Start with invoices. AP processing is the highest-volume, most repetitive document workflow in most finance teams. Run the agent on a month's worth of invoices -- 100 to 500 documents -- and compare the extracted data against what was manually entered. This validates accuracy and establishes the time savings.

Add reconciliation. Once invoice processing is validated, use the agent for bank reconciliation. Provide the bank statement PDF and the GL export. The agent matches transactions, identifies discrepancies, and produces the reconciliation worksheet.

Expand to reporting. Use the agent for the next quarterly financial review. Provide the period's financial statements and the budget. Request variance analysis, ratio computation, and trend identification. Compare the output against what the team would have produced manually.
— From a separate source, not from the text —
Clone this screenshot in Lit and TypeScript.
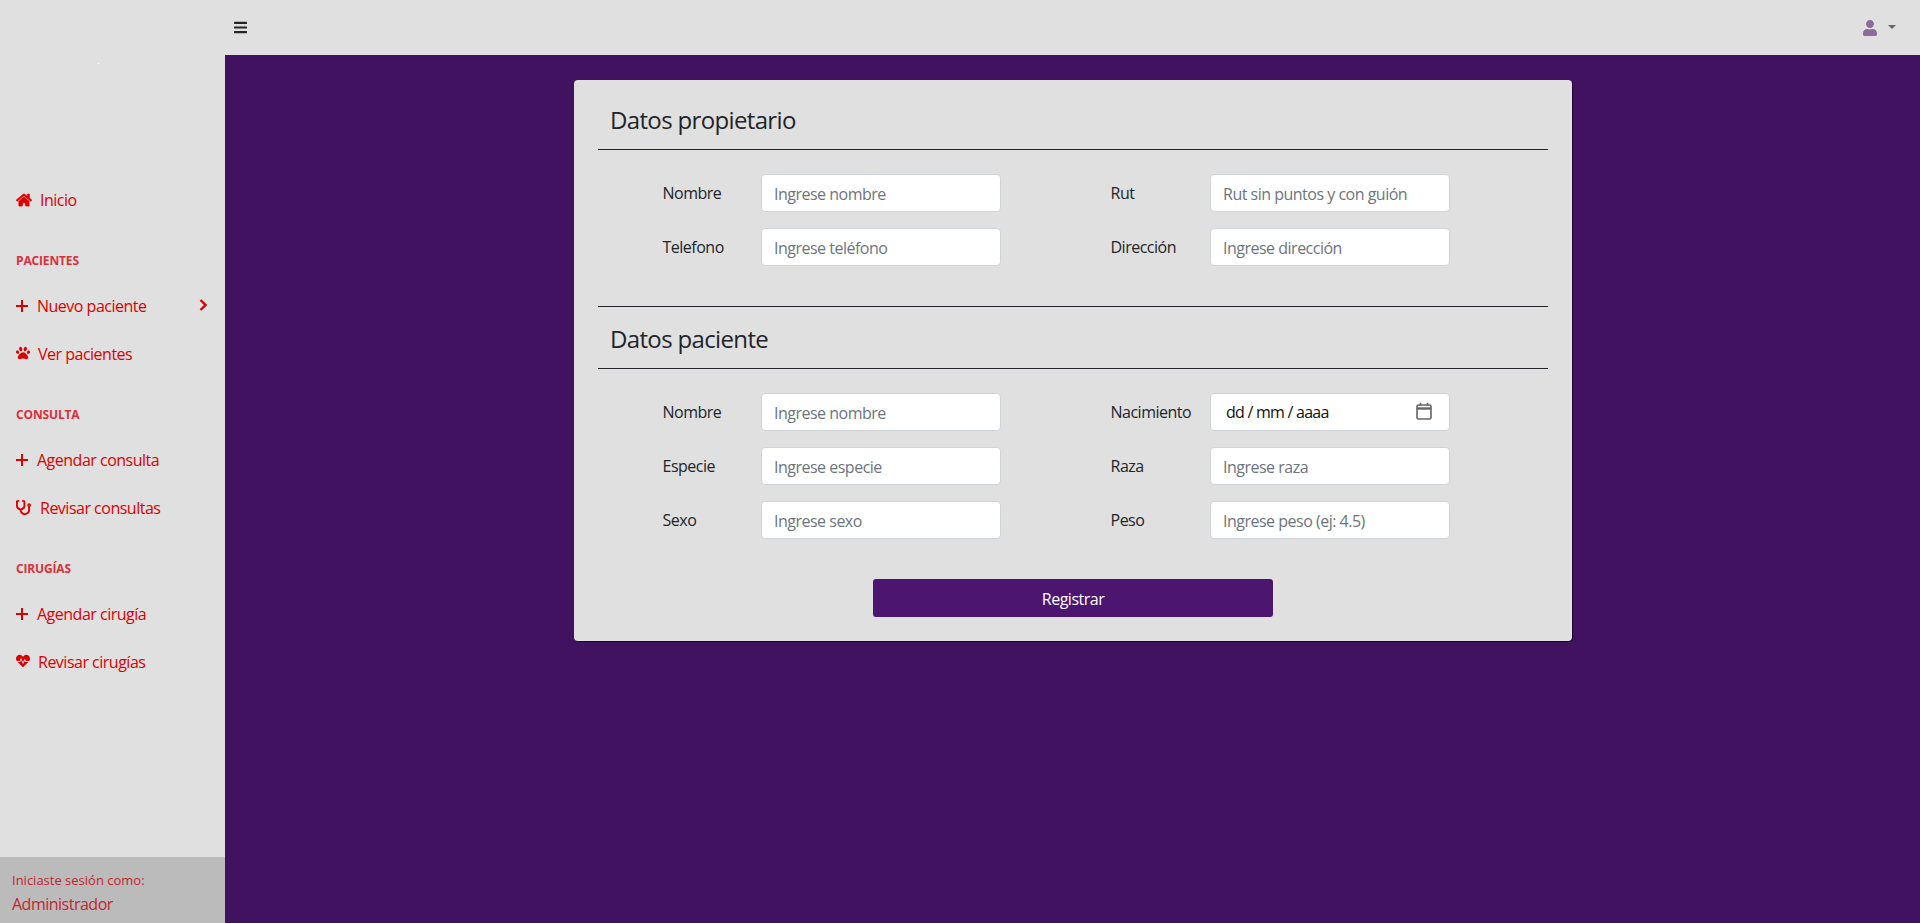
import { LitElement, html, css, svg } from "lit";
import { customElement } from "lit/decorators.js";

const ICONS: Record<string, [number, unknown]> = {
  home: [576, svg`<path d="M280.37 148.26L96 300.11V464a16 16 0 0 0 16 16l112.06-.29a16 16 0 0 0 15.92-16V368a16 16 0 0 1 16-16h64a16 16 0 0 1 16 16v95.64a16 16 0 0 0 16 16.05L464 480a16 16 0 0 0 16-16V300L295.67 148.26a12.19 12.19 0 0 0-15.3 0zM571.6 251.47L488 182.56V44.05a12 12 0 0 0-12-12h-56a12 12 0 0 0-12 12v72.61L318.47 43a48 48 0 0 0-61 0L4.34 251.47a12 12 0 0 0-1.6 16.9l25.5 31A12 12 0 0 0 45.15 301l235.22-193.74a12.19 12.19 0 0 1 15.3 0L530.9 301a12 12 0 0 0 16.9-1.6l25.5-31a12 12 0 0 0-1.7-16.93z" stroke="currentColor" stroke-width="18"/>`],
  paw: [512, svg`<path d="M256 224c-79.41 0-192 122.76-192 200.25 0 34.9 26.81 55.75 71.74 55.75 48.84 0 81.09-25.08 120.26-25.08 39.51 0 71.85 25.08 120.26 25.08 44.93 0 71.74-20.85 71.74-55.75C448 346.76 335.41 224 256 224zm-147.28-12.61c-10.4-34.65-42.44-57.09-71.56-50.13-29.12 6.96-44.29 40.69-33.89 75.34 10.4 34.65 42.44 57.09 71.56 50.13 29.12-6.96 44.29-40.69 33.89-75.34zm84.72-20.78c30.94-8.14 46.42-49.94 34.58-93.36s-46.52-72.01-77.46-63.87-46.42 49.94-34.58 93.36c11.84 43.42 46.52 72.02 77.46 63.87zm281.39-29.34c-29.12-6.96-61.15 15.48-71.56 50.13-10.4 34.65 4.77 68.38 33.89 75.34 29.12 6.96 61.15-15.48 71.56-50.13 10.4-34.65-4.77-68.38-33.89-75.34zm-156.27 29.34c30.94 8.14 65.62-20.45 77.46-63.87 11.84-43.42-3.64-85.21-34.58-93.36s-65.62 20.45-77.46 63.87c-11.84 43.42 3.64 85.22 34.58 93.36z"/>`],
  steth: [512, svg`<path d="M447.1 112c-34.2.5-62.3 28.4-63 62.6-.5 24.3 12.5 45.6 32 56.8V344c0 57.3-50.2 104-112 104-60 0-109.2-44.1-111.9-99.2C265 333.8 320 269.2 320 192V36.6c0-11.4-8.1-21.3-19.3-23.5L237.8.5c-13-2.6-25.6 5.8-28.2 18.8L206.4 35c-2.6 13 5.8 25.6 18.8 28.2l30.7 6.1v121.4c0 52.9-42.2 96.7-95.1 97.2-53.4.5-96.9-42.7-96.9-96V69.4l30.7-6.1c13-2.6 21.4-15.2 18.8-28.2l-3.1-15.7C107.7 6.4 95.1-2 82.1.6L19.3 13C8.1 15.3 0 25.1 0 36.6V192c0 77.3 55.1 142 128.1 156.8C130.7 439.2 208.6 512 304 512c97 0 176-75.4 176-168V231.4c19.1-11.1 32-31.7 32-55.4 0-35.7-29.2-64.5-64.9-64zm.9 80c-8.8 0-16-7.2-16-16s7.2-16 16-16 16 7.2 16 16-7.2 16-16 16z"/>`],
  heart: [512, svg`<path d="M320.2 243.8l-49.7 99.4c-6 12.1-23.4 11.7-28.9-.6l-56.9-126.3-30 71.7H60.6l182.5 186.5c7.1 7.3 18.6 7.3 25.7 0L451.4 288H342.3l-22.1-44.2zM473.7 73.9l-2.4-2.5c-51.5-52.6-135.8-52.6-187.4 0L256 100l-27.9-28.5c-51.5-52.7-135.9-52.7-187.4 0l-2.4 2.4C-10.4 123.7-12.5 203 31 256h102.4l35.9-86.2c5.4-12.9 23.6-13.2 29.4-.4l58.2 129.3 49-97.9c5.9-11.8 22.7-11.8 28.6 0l27.6 55.2H481c43.5-53 41.4-132.3-7.3-182.1z"/>`],
  bars: [448, svg`<path d="M16 132h416c8.837 0 16-7.163 16-16V76c0-8.837-7.163-16-16-16H16C7.163 60 0 67.163 0 76v40c0 8.837 7.163 16 16 16zm0 160h416c8.837 0 16-7.163 16-16v-40c0-8.837-7.163-16-16-16H16c-8.837 0-16 7.163-16 16v40c0 8.837 7.163 16 16 16zm0 160h416c8.837 0 16-7.163 16-16v-40c0-8.837-7.163-16-16-16H16c-8.837 0-16 7.163-16 16v40c0 8.837 7.163 16 16 16z"/>`],
  user: [448, svg`<path d="M224 256c70.7 0 128-57.3 128-128S294.7 0 224 0 96 57.3 96 128s57.3 128 128 128zm89.6 32h-16.7c-22.2 10.2-46.9 16-72.9 16s-50.6-5.8-72.9-16h-16.7C60.2 288 0 348.2 0 422.4V464c0 26.5 21.5 48 48 48h352c26.5 0 48-21.5 48-48v-41.6c0-74.2-60.2-134.4-134.4-134.4z"/>`],
};

function fa(name: string, cls: string) {
  const [w, body] = ICONS[name];
  return html`<svg class=${cls} viewBox="0 0 ${w} 512" fill="currentColor" aria-hidden="true">${body}</svg>`;
}

const plus = html`<svg class="plus" viewBox="0 0 12 12" fill="none" stroke="currentColor" stroke-width="2" aria-hidden="true"><path d="M6 0v12M0 6h12"/></svg>`;

@customElement("app-root")
export class AppRoot extends LitElement {
  static styles = css`
    :host {
      display: grid;
      grid-template-columns: 225px 1fr;
      height: 923px;
      width: 1920px;
      overflow: hidden;
      font-family: "Open Sans", "Noto Sans", sans-serif;
      font-size: 16px;
      color: #212529;
      background: #401260;
    }
    .side {
      background: #e0e0e0;
      display: flex;
      flex-direction: column;
      color: #dc0000;
      height: 923px;
    }
    .logo { height: 176px; padding: 63px 0 0 98px; box-sizing: border-box; }
    .dot { width: 1px; height: 1px; background: #fff; }
    .item { height: 48px; display: flex; align-items: center; padding: 0 16px; box-sizing: border-box; white-space: nowrap; letter-spacing: -0.5px; }
    .ic { display: block; flex: none; }
    .ic-home { width: 16px; height: 14px; margin-right: 8px; margin-top: -1px; }
    .ic-paw { width: 14px; height: 14px; margin-right: 8px; margin-top: -2px; }
    .ic-steth { width: 15px; height: 15px; margin-right: 9px; margin-top: -2px; }
    .ic-heart { width: 14px; height: 14px; margin-right: 8px; margin-top: -2px; }
    .plus { width: 12px; height: 12px; margin-right: 9px; flex: none; margin-top: -1px; }
    .chev { width: 8px; height: 12px; margin-left: auto; margin-right: 2px; flex: none; margin-top: -3px; }
    .head { height: 58px; padding: 28px 16px 0; box-sizing: border-box; font-size: 12px; font-weight: 700; line-height: 18px; color: #d9303c; letter-spacing: -0.15px; }
    .foot { margin-top: auto; height: 66px; background: #bbbbbb; padding: 14px 12px 0; box-sizing: border-box; color: #c2262f; white-space: nowrap; }
    .f1 { font-size: 13px; line-height: 18px; }
    .f2 { font-size: 16px; line-height: 24px; margin-top: 3px; letter-spacing: -0.5px; }

    .right { display: flex; flex-direction: column; min-width: 0; }
    .top { height: 55px; background: #e0e0e0; flex: none; display: flex; align-items: center; justify-content: space-between; padding: 0 24px 0 9px; box-sizing: border-box; }
    .ic-bars { width: 13px; height: 15px; margin-top: -1px; color: #212529; }
    .usr { display: flex; align-items: center; gap: 11px; }
    .ic-user { width: 14px; height: 16px; color: #8c6a9e; margin-top: 1px; }
    .caret { width: 0; height: 0; border-left: 4px solid transparent; border-right: 4px solid transparent; border-top: 4px solid #666; margin-top: -2px; }

    .main { flex: 1; padding: 25px 0 0 349px; }
    .card { width: 998px; height: 561px; box-sizing: border-box; background: #e0e0e0; border-radius: 4px; padding: 0 24px; box-shadow: 1px 1px 1px rgba(0,0,0,.55); display: flex; flex-direction: column; }
    h3 { margin: 0; font-size: 24px; font-weight: 400; line-height: 29px; padding-left: 12px; color: #212529; letter-spacing: -0.65px; flex: none; }
    .t1 { padding-top: 25px; height: 70px; box-sizing: border-box; border-bottom: 1px solid #212529; }
    .t2 { height: 63px; padding-top: 17px; box-sizing: border-box; border-top: 1px solid #212529; border-bottom: 1px solid #212529; }
    .grid { display: grid; grid-template-columns: 448px 448px; grid-auto-rows: 38px; row-gap: 16px; align-content: start; padding: 24px 0 0 65px; flex: none; box-sizing: border-box; }
    .g1 { height: 156px; }
    .g2 { height: 210px; }
    .row { display: flex; align-items: center; height: 38px; }
    label { width: 98.5px; margin-left: -0.5px; flex: none; letter-spacing: -0.5px; }
    .row:nth-child(even) label { width: 99.5px; }
    input, .date { box-sizing: border-box; width: 240px; height: 38px; margin: 0; border: 1px solid #ced4da; border-radius: 4px; background: #fff; font: inherit; letter-spacing: -0.5px; padding: 7px 12px 5px; color: #212529; outline: none; }
    input::placeholder { color: #6c757d; opacity: 1; }
    .date { display: flex; align-items: center; justify-content: space-between; padding: 0 17px 0 15px; color: #111; }
    .date span { letter-spacing: -0.75px; }
    .cal { width: 16px; height: 18px; color: #666; margin-top: -2px; }
    .actions { display: flex; justify-content: center; }
    button { width: 400px; height: 38px; border: none; border-radius: 3px; background: #4b1570; color: #fff; font: inherit; letter-spacing: -0.5px; padding: 1px 0 0; }
  `;

  private field(label: string, placeholder: string) {
    return html`<div class="row"><label>${label}</label><input placeholder=${placeholder} /></div>`;
  }

  render() {
    return html`
      <aside class="side">
        <div class="logo"><div class="dot"></div></div>
        <div class="item">${fa("home", "ic ic-home")}Inicio</div>
        <div class="head">PACIENTES</div>
        <div class="item">${plus}Nuevo paciente<svg class="chev" viewBox="0 0 8 12" fill="none" stroke="currentColor" stroke-width="2.4"><path d="M1.5 1l5 5-5 5"/></svg></div>
        <div class="item">${fa("paw", "ic ic-paw")}Ver pacientes</div>
        <div class="head">CONSULTA</div>
        <div class="item">${plus}Agendar consulta</div>
        <div class="item">${fa("steth", "ic ic-steth")}Revisar consultas</div>
        <div class="head">CIRUGÍAS</div>
        <div class="item">${plus}Agendar cirugía</div>
        <div class="item">${fa("heart", "ic ic-heart")}Revisar cirugías</div>
        <div class="foot">
          <div class="f1">Iniciaste sesión como:</div>
          <div class="f2">Administrador</div>
        </div>
      </aside>
      <div class="right">
        <header class="top">
          ${fa("bars", "ic ic-bars")}
          <div class="usr">${fa("user", "ic ic-user")}<span class="caret"></span></div>
        </header>
        <main class="main">
          <section class="card">
            <h3 class="t1">Datos propietario</h3>
            <div class="grid g1">
              ${this.field("Nombre", "Ingrese nombre")}
              ${this.field("Rut", "Rut sin puntos y con guión")}
              ${this.field("Telefono", "Ingrese teléfono")}
              ${this.field("Dirección", "Ingrese dirección")}
            </div>
            <h3 class="t2">Datos paciente</h3>
            <div class="grid g2">
              ${this.field("Nombre", "Ingrese nombre")}
              <div class="row"><label>Nacimiento</label><div class="date"><span>dd / mm / aaaa</span>
                <svg class="cal" viewBox="0 0 16 18" fill="none" stroke="currentColor" aria-hidden="true"><rect x="1" y="3" width="14" height="14" rx="1.5" stroke-width="1.6"/><path d="M1 6.5h14" stroke-width="2.4"/><path d="M4.5 .8v3M11.5 .8v3" stroke-width="1.6"/></svg>
              </div></div>
              ${this.field("Especie", "Ingrese especie")}
              ${this.field("Raza", "Ingrese raza")}
              ${this.field("Sexo", "Ingrese sexo")}
              ${this.field("Peso", "Ingrese peso (ej: 4.5)")}
            </div>
            <div class="actions"><button>Registrar</button></div>
          </section>
        </main>
      </div>
    `;
  }
}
Build recurring workflows. Each month-end, quarter-end, and year-end process involves the same document types. Once the agent has processed them successfully, the workflow becomes repeatable -- same instructions, new documents.

The compounding effect matters. Each workflow the agent handles frees time for the next one. Within two to three months, a finance team can have invoice processing, reconciliation, variance analysis, and report generation all running through docrew -- with every document staying local and every extraction auditable.

Conclusion

Financial teams are drowning in documents, not in complexity. The accounting is well understood. The analysis frameworks are established. What consumes the time is getting data out of PDFs and into structured formats where the real work can happen.

AI agents solve this by processing documents in bulk, extracting structured data accurately, and validating consistency across documents. When that processing happens locally -- on the finance team's own machines, without uploading sensitive financial data to cloud services -- the security and compliance questions that slow adoption disappear.

The result is a finance team that spends its time on analysis, judgment, and decision support rather than on data entry, reconciliation, and formatting. That is not an incremental improvement. It is a structural change in how financial work gets done.